┌────────

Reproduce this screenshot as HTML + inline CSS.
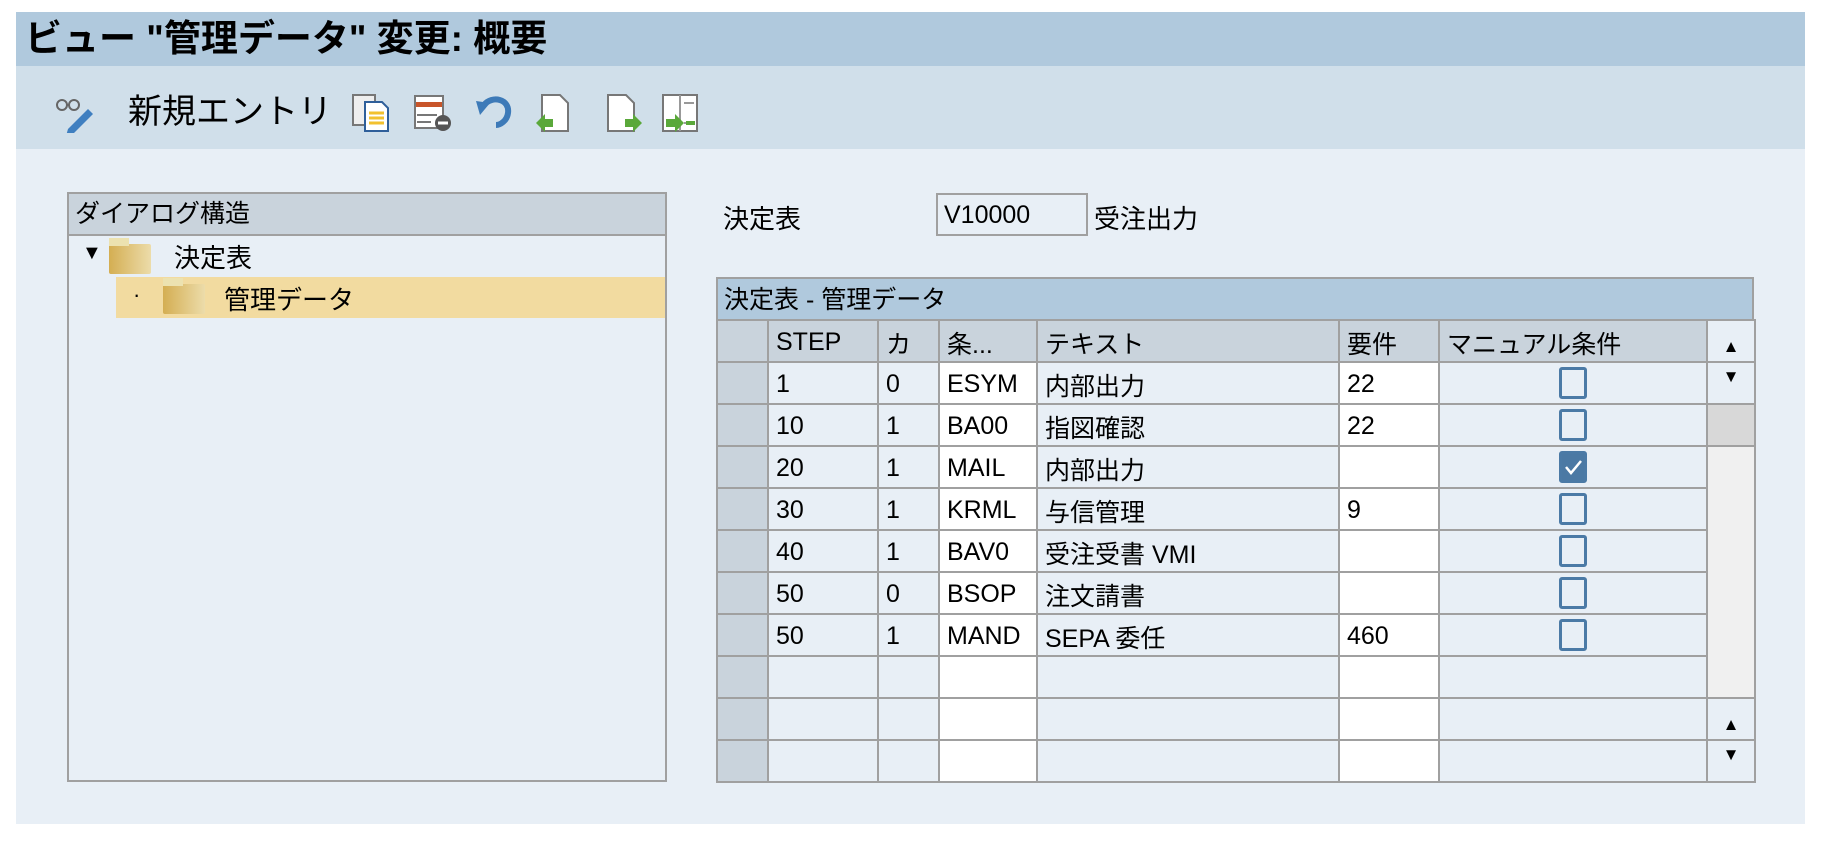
<!DOCTYPE html>
<html><head><meta charset="utf-8">
<style>
*{box-sizing:border-box;margin:0;padding:0}
body{width:1824px;height:844px;background:#fff;font-family:"Liberation Sans","Noto Sans CJK JP",sans-serif;color:#000;position:relative;overflow:hidden}
.abs{position:absolute}
#page{left:16px;top:12px;width:1789px;height:812px;background:#e8eff6}
#title{left:16px;top:12px;width:1789px;height:54px;background:#b0c9dd;font-weight:bold;font-size:37px;line-height:54px;padding-left:9px}
#tool{left:16px;top:66px;width:1789px;height:83px;background:#d0dfea}
.ico{position:absolute;top:93px;width:40px;height:40px}
#tree{left:67px;top:192px;width:600px;height:590px;border:2px solid #a0a0a0;background:#e8eff6}
#tree .hd{height:42px;background:#c9d3dc;border-bottom:2px solid #a0a0a0;font-size:25px;line-height:40px;padding-left:6px}
.folder{position:absolute;width:42px;height:30px;background:linear-gradient(90deg,#d4ae52,#ecdcaa);border-radius:2px}
.folder:before{content:"";position:absolute;left:0;top:-6px;width:20px;height:8px;background:#ece2b0}
table{border-collapse:collapse;table-layout:fixed}
td{border:2px solid #a0a0a0;height:42px;font-size:25px;padding-left:7px;padding-top:3px;background:#e8eff6;white-space:nowrap;overflow:hidden}
td.s{background:#c9d3dc}
td.w{background:#fff}
tr.h td{background:#c9d3dc}
td.sb{padding:0;text-align:center;font-size:17px;background:#e8eff6}
.cb{display:inline-block;width:28px;height:32px;border:3px solid #4b7aa6;border-radius:3px;vertical-align:middle;background:#e8eff6}
.cb.on{background:#4b79a4;position:relative}
</style></head><body>
<div id="page" class="abs"></div>
<div id="title" class="abs">ビュー "管理データ" 変更: 概要</div>
<div id="tool" class="abs"></div>
<svg class="ico" style="left:55px" viewBox="0 0 40 40"><circle cx="7" cy="12" r="5" fill="none" stroke="#666" stroke-width="2"/><circle cx="19" cy="12" r="5" fill="none" stroke="#666" stroke-width="2"/><path d="M12 12h2" stroke="#666" stroke-width="2"/><path d="M33 16l5 5-20 20-7 2 2-7z" fill="#3f7fc0"/></svg>
<div class="abs" style="left:128px;top:92px;font-size:34px;line-height:40px">新規エントリ</div>
<svg class="ico" style="left:351px" viewBox="0 0 40 40"><rect x="2" y="2" width="22" height="30" fill="#eee" stroke="#777" stroke-width="2"/><path d="M14 9h17l6 6v23H14z" fill="#fff" stroke="#2f5f9a" stroke-width="2"/><path d="M18 20h15M18 25h15M18 30h15" stroke="#f2c12e" stroke-width="3"/></svg>
<svg class="ico" style="left:413px" viewBox="0 0 40 40"><rect x="2" y="3" width="28" height="32" fill="#fff" stroke="#777" stroke-width="2"/><rect x="3" y="9" width="26" height="5" fill="#c8552a"/><path d="M4 22h20M4 29h14" stroke="#777" stroke-width="2"/><circle cx="30" cy="30" r="8" fill="#555"/><path d="M25 30h10" stroke="#fff" stroke-width="3"/></svg>
<svg class="ico" style="left:474px" viewBox="0 0 40 40"><path d="M10 12 C18 2 36 6 34 20 C33 28 26 32 22 32" fill="none" stroke="#3d7ab8" stroke-width="6"/><path d="M2 8l14 2-10 12z" fill="#3d7ab8"/></svg>
<svg class="ico" style="left:534px" viewBox="0 0 40 40"><path d="M8 2h18l8 8v28H8z" fill="#fff" stroke="#777" stroke-width="2"/><path d="M2 30l9-9v5h8v8h-8v5z" fill="#5aa83a"/></svg>
<svg class="ico" style="left:604px" viewBox="0 0 40 40"><path d="M4 2h18l8 8v28H4z" fill="#fff" stroke="#777" stroke-width="2"/><path d="M38 30l-9-9v5h-8v8h8v5z" fill="#5aa83a"/></svg>
<svg class="ico" style="left:660px" viewBox="0 0 40 40"><rect x="3" y="2" width="34" height="36" fill="#fff" stroke="#777" stroke-width="2"/><path d="M20 2v36M24 10h10M24 30h10" stroke="#999" stroke-width="2"/><path d="M24 30l-9-9v5H6v8h9v5z" fill="#5aa83a"/><path d="M26 30h9" stroke="#5aa83a" stroke-width="4"/></svg>

<div id="tree" class="abs"><div class="hd">ダイアログ構造</div></div>
<div class="abs" style="left:82px;top:242px;font-size:20px">▼</div>
<div class="folder" style="left:109px;top:244px"></div>
<div class="abs" style="left:174px;top:238px;font-size:26px">決定表</div>
<div class="abs" style="left:116px;top:277px;width:549px;height:41px;background:#f2dba0"></div>
<div class="abs" style="left:133px;top:282px;font-size:22px">·</div>
<div class="folder" style="left:163px;top:284px"></div>
<div class="abs" style="left:224px;top:280px;font-size:26px">管理データ</div>

<div class="abs" style="left:723px;top:199px;font-size:26px">決定表</div>
<div class="abs" style="left:936px;top:193px;width:152px;height:43px;border:2px solid #a0a0a0;background:#e8eff6;font-size:25px;line-height:40px;padding-left:6px">V10000</div>
<div class="abs" style="left:1094px;top:199px;font-size:26px">受注出力</div>

<div class="abs" style="left:716px;top:277px;width:1038px;height:44px;background:#b0c9dd;border:2px solid #a0a0a0;border-bottom:none;font-size:25px;line-height:42px;padding-left:6px">決定表 - 管理データ</div>
<table class="abs" style="left:716px;top:319px;width:1038px">
<colgroup><col style="width:51px"><col style="width:110px"><col style="width:61px"><col style="width:98px"><col style="width:302px"><col style="width:100px"><col style="width:268px"><col style="width:48px"></colgroup>
<tr class="h"><td class="s"></td><td>STEP</td><td>カ</td><td>条...</td><td>テキスト</td><td>要件</td><td>マニュアル条件</td><td class="sb" style="background:#e8eff6;vertical-align:bottom;padding-bottom:4px">▲</td></tr>
<tr><td class="s"></td><td>1</td><td>0</td><td class="w">ESYM</td><td>内部出力</td><td class="w">22</td><td style="text-align:center;padding:0"><span class="cb"></span></td><td class="sb" style="vertical-align:top;padding-top:4px">▼</td></tr>
<tr><td class="s"></td><td>10</td><td>1</td><td class="w">BA00</td><td>指図確認</td><td class="w">22</td><td style="text-align:center;padding:0"><span class="cb"></span></td><td class="sb" style="background:#d8d8d8"></td></tr>
<tr><td class="s"></td><td>20</td><td>1</td><td class="w">MAIL</td><td>内部出力</td><td class="w"></td><td style="text-align:center;padding:0"><span class="cb on"><svg width="22" height="26" viewBox="0 0 22 26" style="position:absolute;left:0;top:0"><path d="M4 13l5 6 10-12" fill="none" stroke="#fff" stroke-width="2.5"/></svg></span></td><td class="sb" rowspan="6" style="background:#f0f0f0"></td></tr>
<tr><td class="s"></td><td>30</td><td>1</td><td class="w">KRML</td><td>与信管理</td><td class="w">9</td><td style="text-align:center;padding:0"><span class="cb"></span></td></tr>
<tr><td class="s"></td><td>40</td><td>1</td><td class="w">BAV0</td><td>受注受書 VMI</td><td class="w"></td><td style="text-align:center;padding:0"><span class="cb"></span></td></tr>
<tr><td class="s"></td><td>50</td><td>0</td><td class="w">BSOP</td><td>注文請書</td><td class="w"></td><td style="text-align:center;padding:0"><span class="cb"></span></td></tr>
<tr><td class="s"></td><td>50</td><td>1</td><td class="w">MAND</td><td>SEPA 委任</td><td class="w">460</td><td style="text-align:center;padding:0"><span class="cb"></span></td></tr>
<tr><td class="s"></td><td></td><td></td><td class="w"></td><td></td><td class="w"></td><td></td></tr>
<tr><td class="s"></td><td></td><td></td><td class="w"></td><td></td><td class="w"></td><td></td><td class="sb" style="vertical-align:bottom;padding-bottom:4px">▲</td></tr>
<tr><td class="s"></td><td></td><td></td><td class="w"></td><td></td><td class="w"></td><td></td><td class="sb" style="vertical-align:top;padding-top:4px">▼</td></tr>
</table>
</body></html>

└────────

▸ Task to complete: Go through the material and select each line with the string "inline" in it.

▸ Output:
Reproduce this screenshot as HTML + inline CSS.
.cb{display:inline-block;width:28px;height:32px;border:3px solid #4b7aa6;border-radius:3px;vertical-align:middle;background:#e8eff6}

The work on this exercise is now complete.